Генерал выпустил пар и успокоился. Разумеется, он был разгневан, потому что выглядел на брифинге, а потом в кабинете начальства полным идиотом, не имеющим представления о том, чем занимаются его подчиненные. Но, зная полковника Гордеева не один год, он понимал, что дело тут не в халатности и разгильдяйстве. Гордеев ничего просто так не делает, не такой он человек, чтобы держать что-то в секрете, не имея на то веских оснований.
Да, основания эти у Гордеева были, в этом Руненко убеждался, слушая неторопливый рассказ полковника. Для Черкасова, судя по всему, главным была внешность, а то, что мальчики с такой внешностью сплошь оказывались евреями, – просто несчастное стечение обстоятельств. Если какому-нибудь сумасшедшему нравится внешность туркменских девушек, то он совершает преступления не против женщин этой национальности, а против женщин с определенным типом лица. И здесь то же самое. Но это только одна сторона медали. А ведь была и другая, гораздо более серьезная. Дело предано огласке, и ГУВД обязано отреагировать.
– Почему вы не задерживаете Черкасова? – спросил он, когда Гордеев закончил свои разъяснения.
– Нам нужно найти место, где он держал похищенных. Без этого мы ничего не можем ему предъявить. Только кражу.
– Что, наши прославленные сыщики разучились работать с задержанными? Навыки ведения допроса полностью утрачены? Как вести внутрикамерную разработку – тоже благополучно забыли? – нехорошо усмехнулся генерал. – Или вы ждете, когда он соберется еще кого-нибудь похищать, чтобы взять его с поличным и не мучиться с доказыванием? Вы хоть понимаете, что произойдет завтра? Завтра в газетах появится сообщение о том, что в городе идет охота на еврейских детей, а правоохранительные органы сидят сложа руки и молча взирают на этот кошмар. Более того, эти органы, оказывается, даже не в курсе того, что происходит. Это будет завтра. А послезавтра знаете что случится? Не знаете? Так я вам скажу. Послезавтра найдется умник, который обвинит в этом коммунистов, припомнив сталинские антиеврейские репрессии и брежневский антисемитизм. Коммунисты, которые никакого отношения к этому не имеют, станут возмущаться и требовать сатисфакции от обидчиков и решительных действий по разъяснению ситуации от нас. Они станут утверждать, что все это – гнусные инсинуации главного соперника по предвыборной гонке. Выборы на носу, скандал будет – не приведи господь. И никому вы никогда не сможете объяснить, почему Черкасов до сих пор ходит на свободе. Виктор Алексеевич, не испытывайте моего терпения. Через час доложите мне о задержании Черкасова, пока катастрофа не разразилась. Вы меня поняли?

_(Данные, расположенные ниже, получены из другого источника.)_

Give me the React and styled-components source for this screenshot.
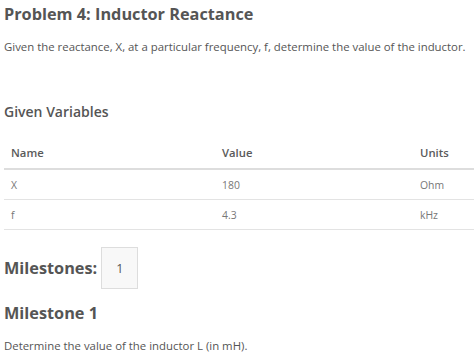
import React from 'react';
import styled, { createGlobalStyle } from 'styled-components';

const GlobalStyle = createGlobalStyle`
  body {
    margin: 0;
    background: #fff;
    font-family: "Open Sans", "Liberation Sans", sans-serif;
    color: #555;
  }
`;

const Page = styled.div`
  padding: 0 0 0 4px;
  width: 470px;
`;

const Title = styled.h1`
  margin: 0;
  padding-top: 3px;
  font-size: 16.3px;
  line-height: 22px;
  font-weight: 700;
  color: #555;
`;

const Text = styled.p`
  margin: ${props => props.$top || 0}px 0 0;
  font-size: 11.4px;
  line-height: 16px;
  color: #555;
`;

const Subtitle = styled.h2`
  margin: 47px 0 0;
  font-size: 14px;
  line-height: 20px;
  font-weight: 600;
  color: #555;
`;

const Table = styled.table`
  margin-top: 15px;
  width: 100%;
  border-collapse: collapse;
  table-layout: fixed;
`;

const HeadCell = styled.th`
  box-sizing: border-box;
  text-align: left;
  font-size: 11.3px;
  font-weight: 600;
  color: #5a5a5a;
  height: 32px;
  padding: 0 0 0 7px;
  border-bottom: 2px solid #ddd;
  width: ${props => props.$width || 'auto'};
`;

const Cell = styled.td`
  font-size: 10.4px;
  color: #777;
  height: 29px;
  padding: 0 0 0 7px;
  border-bottom: 1px solid #e3e3e3;
`;

const MilestoneBar = styled.div`
  display: flex;
  align-items: center;
  gap: 4px;
  margin-top: 17px;
`;

const BarLabel = styled.span`
  font-size: 16.3px;
  font-weight: 700;
  color: #555;
`;

const MilestoneButton = styled.div`
  box-sizing: border-box;
  width: 37px;
  height: 42px;
  display: flex;
  align-items: center;
  justify-content: center;
  background: #f8f8f8;
  border: 1px solid #ddd;
  font-size: 12.5px;
  color: #555;
`;

const MilestoneTitle = styled.h3`
  margin: 13px 0 0;
  font-size: 16.3px;
  line-height: 22px;
  font-weight: 700;
  color: #555;
`;

const variables = [
  { name: 'X', value: '180', units: 'Ohm' },
  { name: 'f', value: '4.3', units: 'kHz' },
];

export default function App() {
  return (
    <Page>
      <GlobalStyle />
      <Title>Problem 4: Inductor Reactance</Title>
      <Text $top={14}>
        Given the reactance, X, at a particular frequency, f, determine the value of the inductor.
      </Text>
      <Subtitle>Given Variables</Subtitle>
      <Table>
        <thead>
          <tr>
            <HeadCell $width="211px">Name</HeadCell>
            <HeadCell $width="198px">Value</HeadCell>
            <HeadCell>Units</HeadCell>
          </tr>
        </thead>
        <tbody>
          {variables.map(v => (
            <tr key={v.name}>
              <Cell>{v.name}</Cell>
              <Cell>{v.value}</Cell>
              <Cell>{v.units}</Cell>
            </tr>
          ))}
        </tbody>
      </Table>
      <MilestoneBar>
        <BarLabel>Milestones:</BarLabel>
        <MilestoneButton>1</MilestoneButton>
      </MilestoneBar>
      <MilestoneTitle>Milestone 1</MilestoneTitle>
      <Text $top={14}>Determine the value of the inductor L (in mH).</Text>
    </Page>
  );
}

– Я понял, – холодно ответил Гордеев. – Но я прошу вас предоставить мне право самому решать, когда наиболее целесообразно производить задержание. Я считаю, что еще рано это делать. Если вы назовете мне имя этого сверх меры осведомленного журналиста, я сделаю все возможное, чтобы с ним договориться. Я объясню ему, почему не нужно печатать эти сведения.

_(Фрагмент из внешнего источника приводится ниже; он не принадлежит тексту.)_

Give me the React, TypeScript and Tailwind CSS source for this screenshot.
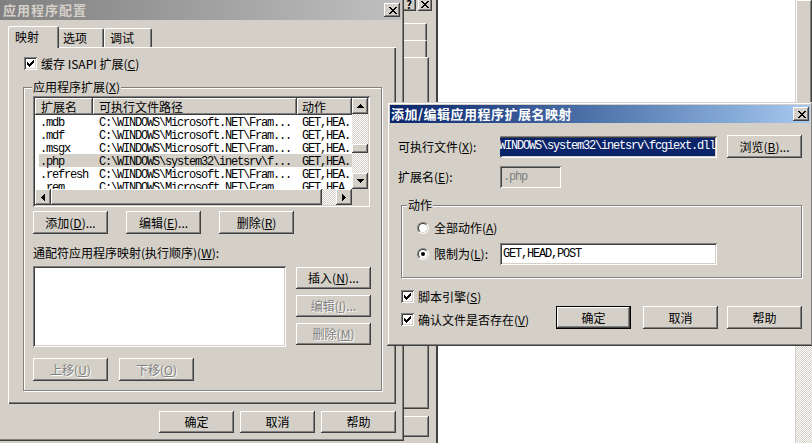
import React from "react";

// classic Windows bevels
const raised =
  "shadow-[inset_-1px_-1px_0_#404040,inset_1px_1px_0_#ffffff,inset_-2px_-2px_0_#808080,inset_2px_2px_0_#d4d0c8]";
const thin = "shadow-[inset_-1px_-1px_0_#404040,inset_1px_1px_0_#ffffff,inset_-2px_-2px_0_#808080]";
const sunken =
  "shadow-[inset_1px_1px_0_#808080,inset_-1px_-1px_0_#ffffff,inset_2px_2px_0_#404040,inset_-2px_-2px_0_#d4d0c8]";
const frame =
  "shadow-[inset_-1px_-1px_0_#404040,inset_1px_1px_0_#d4d0c8,inset_-2px_-2px_0_#808080,inset_2px_2px_0_#ffffff]";
const mono = "font-['Liberation_Mono',monospace] text-[12px] tracking-[-1.2px]";
const grayed = "text-[#808080] [text-shadow:1px_1px_0_#ffffff]";
const dither = "bg-[image:repeating-conic-gradient(#d4d0c8_0_25%,#ffffff_0_50%)] bg-[length:2px_2px]";

const U = ({ c }: { c: string }) => <span className="underline underline-offset-[1px]">{c}</span>;

const Btn = ({
  children,
  size = "w-[75px] h-[23px]",
  off = false,
  def = false,
}: {
  children: React.ReactNode;
  size?: string;
  off?: boolean;
  def?: boolean;
}) => (
  <div
    className={`${size} shrink-0 flex items-center justify-center bg-[#d4d0c8] ${raised} ${
      def ? "border border-black" : ""
    } ${off ? grayed : ""}`}
  >
    {children}
  </div>
);

const CloseGlyph = () => (
  <svg width="8" height="7" viewBox="0 0 8 7" shapeRendering="crispEdges">
    <path
      d="M0 0h2v1H0z M6 0h2v1H6z M1 1h2v1H1z M5 1h2v1H5z M2 2h4v1H2z M3 3h2v1H3z M2 4h4v1H2z M1 5h2v1H1z M5 5h2v1H5z M0 6h2v1H0z M6 6h2v1H6z"
      fill="#000"
    />
  </svg>
);

const CloseBtn = () => (
  <div className={`w-[16px] h-[14px] bg-[#d4d0c8] ${raised} flex items-center justify-center pl-[1px] pt-[1px]`}>
    <CloseGlyph />
  </div>
);

const Check = () => (
  <div className={`w-[13px] h-[13px] shrink-0 bg-white ${sunken} flex items-center justify-center`}>
    <svg width="7" height="7" viewBox="0 0 7 7" shapeRendering="crispEdges">
      <path
        d="M0 2h1v3H0z M1 3h1v3H1z M2 4h1v3H2z M3 3h1v3H3z M4 2h1v3H4z M5 1h1v3H5z M6 0h1v3H6z"
        fill="#000"
      />
    </svg>
  </div>
);

const Radio = ({ on = false }: { on?: boolean }) => (
  <div className="w-[12px] h-[12px] shrink-0 rounded-full border border-[#808080] border-r-white border-b-white">
    <div className="w-full h-full rounded-full border border-[#404040] border-r-[#d4d0c8] border-b-[#d4d0c8] bg-white flex items-center justify-center">
      {on && <div className="w-[4px] h-[4px] rounded-full bg-black" />}
    </div>
  </div>
);

const Arrow = ({ dir }: { dir: "up" | "down" | "left" | "right" }) => {
  const d = {
    up: "M3 0h1v1H3z M2 1h3v1H2z M1 2h5v1H1z M0 3h7v1H0z",
    down: "M0 0h7v1H0z M1 1h5v1H1z M2 2h3v1H2z M3 3h1v1H3z",
    left: "M3 0h1v7H3z M2 1h1v5H2z M1 2h1v3H1z M0 3h1v1H0z",
    right: "M0 0h1v7H0z M1 1h1v5H1z M2 2h1v3H2z M3 3h1v1H3z",
  }[dir];
  const vert = dir === "up" || dir === "down";
  return (
    <svg width={vert ? 7 : 4} height={vert ? 4 : 7} viewBox={vert ? "0 0 7 4" : "0 0 4 7"} shapeRendering="crispEdges">
      <path d={d} fill="#000" />
    </svg>
  );
};

const ScrollBtn = ({ dir }: { dir: "up" | "down" | "left" | "right" }) => (
  <div className={`w-[16px] h-[16px] shrink-0 bg-[#d4d0c8] ${raised} flex items-center justify-center`}>
    <Arrow dir={dir} />
  </div>
);

const extRows = [
  [".mdb", "C:\\WINDOWS\\Microsoft.NET\\Fram...", "GET,HEA..."],
  [".mdf", "C:\\WINDOWS\\Microsoft.NET\\Fram...", "GET,HEA..."],
  [".msgx", "C:\\WINDOWS\\Microsoft.NET\\Fram...", "GET,HEA..."],
  [".php", "C:\\WINDOWS\\system32\\inetsrv\\f...", "GET,HEA..."],
  [".refresh", "C:\\WINDOWS\\Microsoft.NET\\Fram...", "GET,HEA..."],
  [".rem", "C:\\WINDOWS\\Microsoft.NET\\Fram...", "GET,HEA..."],
];

const HeaderCell = ({ children, cls }: { children: React.ReactNode; cls: string }) => (
  <div className={`${cls} h-[17px] shrink-0 bg-[#d4d0c8] ${thin} flex items-center`}>{children}</div>
);

function ExtList() {
  return (
    <div className={`w-[337px] h-[111px] bg-white p-[2px] ${sunken} flex flex-col`}>
      <div className="flex flex-1 min-h-0">
        <div className="flex-1 min-w-0 overflow-hidden">
          <div className="flex">
            <HeaderCell cls="w-[58px] pl-[6px]">扩展名</HeaderCell>
            <HeaderCell cls="w-[204px] pl-[6px]">可执行文件路径</HeaderCell>
            <HeaderCell cls="w-[55px] pl-[5px]">动作</HeaderCell>
          </div>
          {extRows.map(([ext, path, act], i) => (
            <div
              key={ext}
              className={`ml-[4px] flex h-[13px] leading-[17px] whitespace-nowrap ${mono} ${
                i === 3 ? "bg-[#d4d0c8]" : ""
              }`}
            >
              <div className="w-[54px] pl-[1px] shrink-0">{ext}</div>
              <div className="w-[204px] pl-[6px] shrink-0">{path}</div>
              <div className="pl-[5px]">{act}</div>
            </div>
          ))}
        </div>
        <div className="w-[16px] flex flex-col">
          <ScrollBtn dir="up" />
          <div className={`flex-1 ${dither}`}>
            <div className={`mt-[30px] h-[9px] bg-[#d4d0c8] ${raised}`} />
          </div>
          <ScrollBtn dir="down" />
        </div>
      </div>
      <div className="flex h-[16px]">
        <ScrollBtn dir="left" />
        <div className={`flex-1 flex ${dither}`}>
          <div className={`w-[271px] h-[16px] bg-[#d4d0c8] ${raised}`} />
        </div>
        <ScrollBtn dir="right" />
        <div className="w-[16px] bg-[#d4d0c8]" />
      </div>
    </div>
  );
}

function BackWindows() {
  return (
    <>
      {/* property sheet behind, only its right edge shows */}
      <div className="absolute left-[392px] top-0 w-[45px] h-[443px] flex flex-col items-start">
        <div className="ml-[10px] h-[11px] flex items-end gap-[2px] overflow-hidden">
          <div className={`w-[14px] h-[14px] bg-[#d4d0c8] ${raised} flex items-center justify-center text-[11px] font-bold leading-none`}>
            ?
          </div>
          <div className={`w-[14px] h-[14px] bg-[#d4d0c8] ${raised} flex items-center justify-center`}>
            <CloseGlyph />
          </div>
        </div>
        <div className="mt-[12px] w-[35px] h-[17px] border-t border-white border-r border-r-[#404040] shadow-[inset_-1px_0_0_#808080]" />
        <div className="w-[35px] h-[17px] border-t border-white border-r border-r-[#404040] shadow-[inset_-1px_0_0_#808080]" />
        <div className="w-[37px] h-[352px] border-t border-white border-r border-b border-r-[#404040] border-b-[#404040] shadow-[inset_-1px_-1px_0_#808080]" />
        <div className={`mt-[7px] w-[37px] h-[21px] ${raised}`} />
      </div>

      {/* list window on the right */}
      <div className="absolute left-[436px] top-0 w-[376px] h-[443px] bg-white border-l-2 border-l-[#404040] flex justify-end">
        <div className={`w-[17px] h-full border-l border-l-[#d4d0c8] ${dither}`}>
          <div className={`h-[320px] bg-[#d4d0c8] ${raised}`} />
        </div>
      </div>
    </>
  );
}

function AppConfigDialog() {
  return (
    <div className={`absolute left-[-3px] top-[-3px] w-[407px] h-[444px] bg-[#d4d0c8] p-[3px] ${frame} flex flex-col`}>
      <div className="h-[20px] shrink-0 flex items-center justify-between pl-[3px] pr-[1px] bg-linear-to-r from-[#808080] to-[#c0c0c0]">
        <span className="text-[13px] font-bold text-[#d4d0c8] tracking-[1px]">应用程序配置</span>
        <CloseBtn />
      </div>

      {/* tabs */}
      <div className="ml-[8px] mt-[6px] h-[21px] flex items-end">
        <div className="relative z-10 -mb-[1px] w-[51px] h-[22px] bg-[#d4d0c8] border-l border-t border-r border-white border-r-[#404040] rounded-t-[2px] shadow-[inset_-1px_0_0_#808080] pl-[6px] pt-[3px]">
          映射
        </div>
        <div className="w-[45px] h-[19px] border-t border-r border-white border-r-[#404040] rounded-tr-[2px] shadow-[inset_-1px_0_0_#808080] pl-[4px] pt-[2px]">
          选项
        </div>
        <div className="w-[48px] h-[19px] border-l border-t border-r border-white border-r-[#404040] rounded-t-[2px] shadow-[inset_-1px_0_0_#808080] pl-[5px] pt-[2px]">
          调试
        </div>
      </div>

      {/* tab page */}
      <div className="ml-[8px] w-[388px] h-[357px] border-l border-t border-white shadow-[inset_-1px_-1px_0_#404040,inset_-2px_-2px_0_#808080] pl-[14px] pt-[9px]">
        <div className="ml-[1px] h-[13px] flex items-center gap-[4px]">
          <Check />
          <span>
            缓存 ISAPI 扩展(<U c="C" />)
          </span>
        </div>

        <div className="relative mt-[17px] w-[359px] h-[304px] border border-[#808080] shadow-[1px_1px_0_#ffffff,inset_1px_1px_0_#ffffff] pl-[9px] pt-[8px]">
          <span className="absolute left-[8px] -top-[8px] px-[1px] bg-[#d4d0c8]">
            应用程序扩展(<U c="X" />)
          </span>
          <ExtList />
          <div className="mt-[4px] flex gap-[18px]">
            <Btn>
              添加(<U c="D" />)...
            </Btn>
            <Btn>
              编辑(<U c="E" />)...
            </Btn>
            <Btn>
              删除(<U c="R" />)
            </Btn>
          </div>
          <div className="mt-[12px] h-[14px]">
            通配符应用程序映射(执行顺序)(<U c="W" />):
          </div>
          <div className="mt-[6px] flex gap-[10px]">
            <div className={`w-[253px] h-[81px] bg-white ${sunken}`} />
            <div className="mt-[1px] flex flex-col gap-[6px]">
              <Btn size="w-[75px] h-[22px]">
                插入(<U c="N" />)...
              </Btn>
              <Btn size="w-[75px] h-[22px]" off>
                编辑(<U c="I" />)...
              </Btn>
              <Btn size="w-[75px] h-[22px]" off>
                删除(<U c="M" />)
              </Btn>
            </div>
          </div>
          <div className="mt-[11px] flex gap-[11px]">
            <Btn off>
              上移(<U c="U" />)
            </Btn>
            <Btn off>
              下移(<U c="O" />)
            </Btn>
          </div>
        </div>
      </div>

      <div className="mt-[7px] pr-[5px] flex justify-end gap-[6px]">
        <Btn size="w-[75px] h-[22px]">确定</Btn>
        <Btn size="w-[75px] h-[22px]">取消</Btn>
        <Btn size="w-[75px] h-[22px]">帮助</Btn>
      </div>
    </div>
  );
}

function MappingDialog() {
  return (
    <div className={`absolute z-20 left-[387px] top-[102px] w-[426px] h-[244px] bg-[#d4d0c8] p-[3px] ${frame} flex flex-col`}>
      <div className="h-[18px] shrink-0 flex items-center justify-between pl-[1px] pr-[1px] bg-linear-to-r from-[#0a246a] to-[#a6caf0]">
        <span className="text-[13px] font-bold text-white tracking-[0.5px]">添加/编辑应用程序扩展名映射</span>
        <CloseBtn />
      </div>

      <div className="pl-[8px] pr-[8px] flex flex-col">
        <div className="mt-[12px] h-[23px] flex items-center">
          <div className="w-[102px]">
            可执行文件(<U c="X" />):
          </div>
          <div className={`w-[217px] h-[22px] bg-white ${sunken} p-[2px] flex justify-end overflow-hidden`}>
            <span className={`${mono} leading-[17px] bg-[#0a246a] text-white whitespace-nowrap`}>
              WINDOWS\system32\inetsrv\fcgiext.dll
            </span>
          </div>
          <div className="ml-[10px]">
            <Btn>
              浏览(<U c="B" />)...
            </Btn>
          </div>
        </div>

        <div className="mt-[7px] h-[23px] flex items-center">
          <div className="w-[102px]">
            扩展名(<U c="E" />):
          </div>
          <div className={`w-[61px] h-[22px] ${sunken} pl-[3px] flex items-center ${mono} text-[#808080]`}>.php</div>
        </div>

        <div className="relative ml-[3px] mt-[17px] w-[401px] h-[73px] border border-[#808080] shadow-[1px_1px_0_#ffffff,inset_1px_1px_0_#ffffff] pl-[15px] pt-[15px]">
          <span className="absolute left-[5px] -top-[8px] px-[1px] bg-[#d4d0c8]">动作</span>
          <div className="h-[14px] flex items-center gap-[5px]">
            <Radio />
            <span>
              全部动作(<U c="A" />)
            </span>
          </div>
          <div className="mt-[8px] h-[22px] flex items-center">
            <Radio on />
            <span className="ml-[5px] w-[66px]">
              限制为(<U c="L" />):
            </span>
            <div className={`w-[217px] h-[22px] bg-white ${sunken} pl-[3px] flex items-center ${mono}`}>GET,HEAD,POST</div>
          </div>
        </div>

        <div className="mt-[12px] flex items-start">
          <div className="ml-[3px] flex flex-col gap-[10px]">
            <div className="h-[13px] flex items-center gap-[4px]">
              <Check />
              <span>
                脚本引擎(<U c="S" />)
              </span>
            </div>
            <div className="h-[13px] flex items-center gap-[4px]">
              <Check />
              <span>
                确认文件是否存在(<U c="V" />)
              </span>
            </div>
          </div>
          <div className="ml-auto mt-[16px] flex">
            <Btn size="w-[75px] h-[23px]" def>
              确定
            </Btn>
            <div className="ml-[12px]">
              <Btn size="w-[75px] h-[23px]">取消</Btn>
            </div>
            <div className="ml-[9px]">
              <Btn size="w-[75px] h-[23px]">帮助</Btn>
            </div>
          </div>
        </div>
      </div>
    </div>
  );
}

export default function App() {
  return (
    <div className="relative w-[812px] h-[443px] overflow-hidden bg-[#d4d0c8] font-['Noto_Sans_CJK_SC',sans-serif] text-[12px] leading-[14px] text-black">
      <BackWindows />
      <AppConfigDialog />
      <MappingDialog />
    </div>
  );
}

– Да там полный зал был журналистов! – снова вскипел Руненко. – Спрашивал один, а слышали-то все! Вы что, собираетесь всем им рот заткнуть? Короче, Виктор Алексеевич, обсуждать тут нечего. Через час Черкасов должен быть задержан. Это приказ.

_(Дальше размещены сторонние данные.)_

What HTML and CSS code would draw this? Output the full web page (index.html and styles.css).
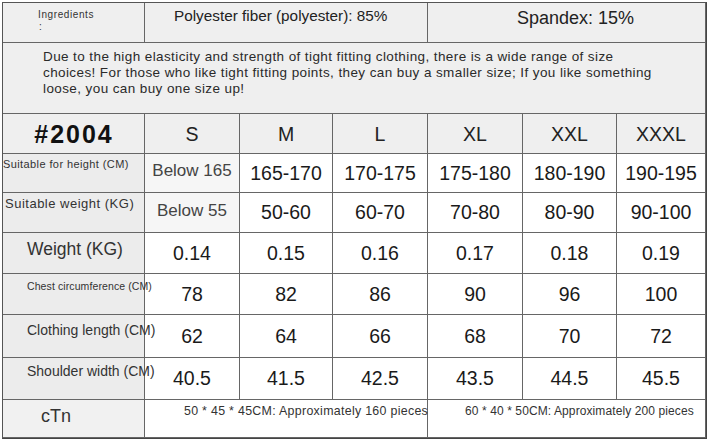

– Товарищ генерал, я настаиваю на своей позиции, – жестко сказал Гордеев. – Вы должны понимать, речь идет о мальчиках, которые еще живы и которых нужно найти. Это не моя прихоть и не упрямство, это здравый смысл и нормальное человеческое сострадание. Возможно, они больны, они нуждаются в помощи, и, если Черкасов сам не приведет нас к месту, мы можем искать его так долго, что, когда найдем, – будет уже поздно.